Thursday, December 09, 2004

Back Again

Well, it's been weeks since I did this. Blame it on the election - no, I wasn't depressed, particularly. I've been trying to get some work done again! Yes, I'm taking courses this fall, but that doesn't make me a student. Obsessing over news and tramping around Greenfield drumming up Democratic voters is no hobby for an up-and-coming academic.

But I can obsess a little bit, can't I? Friends and family have probably heard my famous airline story, which starts with me (with wife & two kids) grumpily boarding a long-delayed flight to my inlaws in November, 2001 and finding out that pillows and blankets were not available "for security reasons". Wife and I stare at each other with a silent look of "huh? what sense does THAT make?" and I say, with my usual total lack of tact and foresight: "Maybe they want us all to be alert so we can defend the plane if there's a hijacking." The stewardess rushes over - "Shhh! you can't say that word!". Now, I know I can't threaten, or even joke about threatening, or even joke about weapons. But I wasn't. There are words you can't say? George Carlin now has a "seven words you can't say in flight" routine? So anyway, I ask her nicely to tell me what the new rules are about what I can and can't say. There's more to the story, involving being hauled off planes and ID checks and men with guns and army fatigues, but let's not get too involved. Really, I should have just shut up to start with, stopped kvetching, and not caused trouble - did I mention this was Nov 2001?

What bugged me at the time was that I thought they should have at least told me their durn rule. After all, how can I follow it if I don't know what it is? if ignorance of the law is no excuse, and the law is a secret, I mean, what sense does that make? But after all, everyone at the airlines was worked up, about losing their jobs if nothing else. And it was November, 2001.

Turns out that three years later, the situation is still pretty much the same. A conservative congresswoman ran afoul of the TSA last month, when she asked to see the legal authorization for a pat-down search. So, they wouldn't let her fly. The article I cited notes:

in a qualitatively new development in U.S. governance, Americans can now be obligated to comply with legally-binding regulations that are unknown to them, and that indeed they are forbidden to know. This is not some dismal Eastern European allegory. It is part of a continuing transformation of American government that is leaving it less open, less accountable and less susceptible to rational deliberation as a vehicle for change.

Part of a disturbing trend, another part of which is the continuing erosion of any sort of privacy. Laser printers have been quietly augmented so that the government can find out what printer has produced what document:

Next time you make a printout from your color laser printer, shine an LED flashlight beam on it and examine it closely with a magnifying glass. You might be able to see the small, scattered yellow dots printer there that could be used to trace the document back to you...Governments, including the United States, already use the hidden markings to track counterfeiters.

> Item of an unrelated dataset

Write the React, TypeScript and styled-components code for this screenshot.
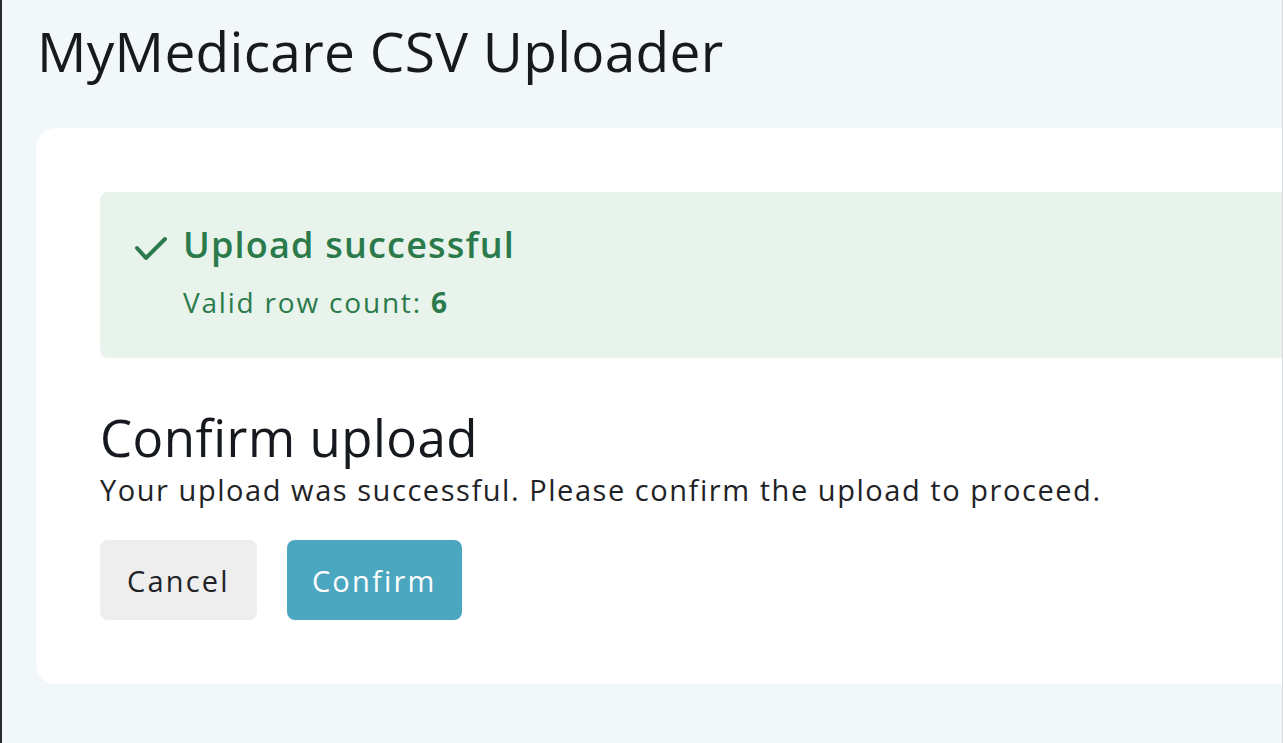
import React from "react";
import styled, { createGlobalStyle } from "styled-components";

const GlobalStyle = createGlobalStyle`
  html, body { margin: 0; padding: 0; }
  body {
    font-family: "Open Sans", "Noto Sans", Arial, sans-serif;
    background: #f2f7fa;
    overflow: hidden;
  }
  * { box-sizing: border-box; }
`;

const Page = styled.div`
  min-height: 743px;
  background: #f2f7fa;
  border-left: 2px solid #2b2b2b;
  border-right: 1px solid #d6dadd;
  padding: 19px 0 60px 34px;
  overflow: hidden;
`;

const Title = styled.h1`
  margin: 0 0 45px 1px;
  font-size: 55px;
  line-height: 64px;
  font-weight: 400;
  color: #16191d;
  letter-spacing: 0.3px;
`;

const Card = styled.section`
  background: #ffffff;
  border-radius: 20px;
  margin-right: -120px;
  padding: 64px;
`;

const Alert = styled.div`
  background: #e8f3ec;
  border-radius: 8px;
  padding: 30px 34px 38px 35px;
  color: #2b7a4b;
`;

const AlertHeading = styled.div`
  display: flex;
  align-items: flex-start;
  gap: 16px;
  font-size: 36px;
  line-height: 46px;
  font-weight: 600;
  letter-spacing: 1.2px;
`;

const CheckSvg = styled.svg`
  flex: none;
  margin-top: 14px;
`;

const AlertBody = styled.p`
  margin: 16px 0 0 48px;
  font-size: 28px;
  line-height: 36px;
  letter-spacing: 1.8px;
  strong { font-weight: 700; }
`;

const Heading = styled.h2`
  margin: 47px 0 0 0;
  font-size: 51px;
  line-height: 64px;
  font-weight: 500;
  letter-spacing: 0.5px;
  color: #16191d;
`;

const Text = styled.p`
  margin: 1px 0 0 0;
  font-size: 29px;
  line-height: 40px;
  letter-spacing: 1.55px;
  color: #1f2327;
`;

const Actions = styled.div`
  display: flex;
  gap: 30px;
  margin-top: 30px;
`;

const Button = styled.button<{ $primary?: boolean }>`
  font-family: inherit;
  height: 80px;
  padding: 0 ${(p) => (p.$primary ? "25px" : "27px")};
  border: none;
  border-radius: 8px;
  font-size: 29px;
  font-weight: 400;
  letter-spacing: 2.2px;
  cursor: pointer;
  background: ${(p) => (p.$primary ? "#4ba6c0" : "#eeeeee")};
  color: ${(p) => (p.$primary ? "#ffffff" : "#1f2327")};
`;

const CheckIcon = () => (
  <CheckSvg width="32" height="26" viewBox="0 0 32 26" fill="none">
    <polyline
      points="2,12 11,22 30,3"
      stroke="#2b7a4b"
      strokeWidth="4"
      strokeLinecap="round"
      strokeLinejoin="round"
    />
  </CheckSvg>
);

export default function App() {
  return (
    <>
      <GlobalStyle />
      <Page>
        <Title>MyMedicare CSV Uploader</Title>
        <Card>
          <Alert>
            <AlertHeading>
              <CheckIcon />
              <span>Upload successful</span>
            </AlertHeading>
            <AlertBody>
              Valid row count: <strong>6</strong>
            </AlertBody>
          </Alert>
          <Heading>Confirm upload</Heading>
          <Text>Your upload was successful. Please confirm the upload to proceed.</Text>
          <Actions>
            <Button>Cancel</Button>
            <Button $primary>Confirm</Button>
          </Actions>
        </Card>
      </Page>
    </>
  );
}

Freedom of the press, right, that's in the Bill of Rights. But the ability to anonymously print a flyer and distribute it seems to be disappearing, if indeed it's not already gone. Say what you like, but remember, they're watching...

And who is being watched? I certainly support tracking counterfeiters. But it appears to me that our ability to observe - to infringe on privacy - is far outpacing our ability to hide - to protect privacy. I would have guessed the opposite would happen, technically. I think the upshot of all this is that we need to really, really watch the watchers. Are they looking out for bad guys? or spying on Quakers and peaceniks? it's up to all of us to make sure.